Payment of Letter of Credit Obligations. The Borrowers agree to reimburse the Letter of Credit Issuer for any draw under any Letter of Credit promptly upon demand, and to pay the issuer of the Letter of Credit (or the Agent, for the account of such issuer) the amount of all other obligations and other amounts payable to such issuer under or in connection with any Letter of Credit immediately when due, irrespective of any claim, setoff, defense or other right which the Borrowers may have at any time against such issuer or any other Person.
Supporting Letter of Credit; Cash Collateral. If, notwithstanding the provisions of this [Section 2.18] and any other provision of this Agreement, any Letter of Credit is outstanding upon the termination of this Agreement, then upon such termination the Borrowers shall deposit with the Agent, for the ratable benefit of the Agent and the Lenders, with respect to each Letter of Credit then outstanding, as the Majority Lenders, in their discretion, shall specify, either # a standby letter of credit (a “Supporting Letter of Credit”) in form and substance satisfactory to the Agent, issued by an issuer satisfactory to the Agent in an amount equal to the greatest amount for which such Letter of Credit may be drawn plus any fees and expenses associated with such Letter of Credit, under which Supporting Letter of Credit the Agent is entitled to draw amounts necessary to reimburse the Agent and the Lenders for payments made by the Agent and the Lenders under such Letter of Credit or under any credit support or enhancement provided through the Agent with respect thereto and any fees and expenses associated with such Letter of Credit or credit support, or # cash in amounts necessary to reimburse the Agent and the Lenders for payments made by the Agent or the Lenders under such Letter of Credit or under any credit support or enhancement provided through the Agent and any fees and expenses associated with such Letter of Credit or credit support. Such Supporting Letter of Credit or deposit of cash shall be held by the Agent, for the ratable benefit of the Agent and the Lenders, as security for, and to provide for the payment of, the aggregate undrawn amount of such Letters of Credit or such credit support remaining outstanding.
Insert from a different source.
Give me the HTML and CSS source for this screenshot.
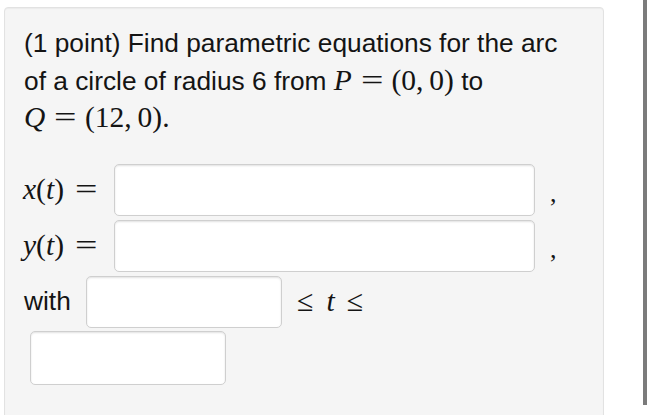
FILE: index.html
```html
<!DOCTYPE html>
<html>
<head>
<meta charset="utf-8">
<link rel="stylesheet" href="styles.css">
</head>
<body>
<div class="page">
  <div class="panel">
    <p class="question">(1 point) Find parametric equations for the arc of a circle of radius 6 from <span class="math"><i>P</i><span class="eq">=</span>(0,&#8201;0)</span> to <span class="math"><i>Q</i><span class="eq">=</span>(12,&#8201;0).</span></p>
    <div class="row">
      <span class="label math"><i>x</i>(<i>t</i>)<span class="eq">=</span></span>
      <span class="field wide"></span>
      <span class="comma">,</span>
    </div>
    <div class="row">
      <span class="label math"><i>y</i>(<i>t</i>)<span class="eq">=</span></span>
      <span class="field wide"></span>
      <span class="comma">,</span>
    </div>
    <div class="row">
      <span class="with">with</span>
      <span class="field narrow"></span>
      <span class="ineq math"><span class="le">≤</span><i>t</i><span class="le">≤</span></span>
    </div>
    <div class="row">
      <span class="field narrow last"></span>
    </div>
  </div>
  <div class="bar"></div>
</div>
</body>
</html>
```

FILE: styles.css
```css
html, body {
  margin: 0;
  padding: 0;
  background: #ffffff;
  height: 100%;
  overflow: hidden;
}

.page {
  display: flex;
  align-items: flex-start;
  height: 415px;
}

.panel {
  box-sizing: border-box;
  width: 600px;
  margin-left: 4px;
  margin-top: 7px;
  height: 420px;
  background: #f5f5f5;
  border: 1px solid #e2e2e2;
  border-radius: 4px;
  box-shadow: inset 0 1px 1px rgba(0, 0, 0, 0.04);
  padding: 17px 22px 0 19px;
  font-family: "Liberation Sans", Arial, sans-serif;
  color: #141414;
}

.question {
  margin: 0 0 26px 0;
  font-size: 26.3px;
  line-height: 37.5px;
}

.math {
  font-family: "Liberation Serif", "Times New Roman", serif;
  font-size: 29.5px;
  line-height: 1;
  white-space: nowrap;
}

.math i {
  font-style: italic;
}

.eq {
  display: inline-block;
  margin: 0 11px 0 12px;
  transform: scaleX(1.35);
}

.row {
  display: flex;
  align-items: center;
  height: 52px;
  margin-bottom: 4px;
}

.label {
  width: 91px;
  margin-left: -1px;
}

.label .eq {
  margin: 0 0 0 14px;
}

.field {
  box-sizing: border-box;
  display: block;
  height: 52px;
  background: #ffffff;
  border: 1px solid #cfcfcf;
  border-radius: 5px;
  box-shadow: inset 0 1px 2px rgba(0, 0, 0, 0.12);
}

.wide {
  width: 421px;
}

.narrow {
  width: 196px;
}

.comma {
  font-family: "Liberation Serif", "Times New Roman", serif;
  font-size: 26px;
  margin-left: 15px;
  position: relative;
  top: 4px;
}

.with {
  font-size: 26.3px;
  width: 62px;
}

.ineq {
  margin-left: 15px;
  display: flex;
  align-items: baseline;
}

.le {
  font-size: 30px;
}

.ineq i {
  margin: 0 12px 0 13px;
}

.last {
  margin-left: 6px;
  height: 54px;
}

.bar {
  width: 4px;
  height: 405px;
  margin-left: 39px;
  background: #7b7b7b;
}
```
At Agent's or Letter of Credit Issuer's request, Borrowers shall cash collateralize in a manner satisfactory to Agent the Fronting Exposure of any Defaulting Lender.
No Defaulting Lender shall be entitled to receive any fee described in Section 5.1 for any period during which that Lender is a Defaulting Lender (and Borrower shall not be required to pay any such fee that otherwise would have been required to have been paid to that Defaulting Lender).
Conflict with Letter of Credit Application. In the event of any conflict between the terms of this Agreement and the terms of any Letter of Credit Application, the terms hereof shall control.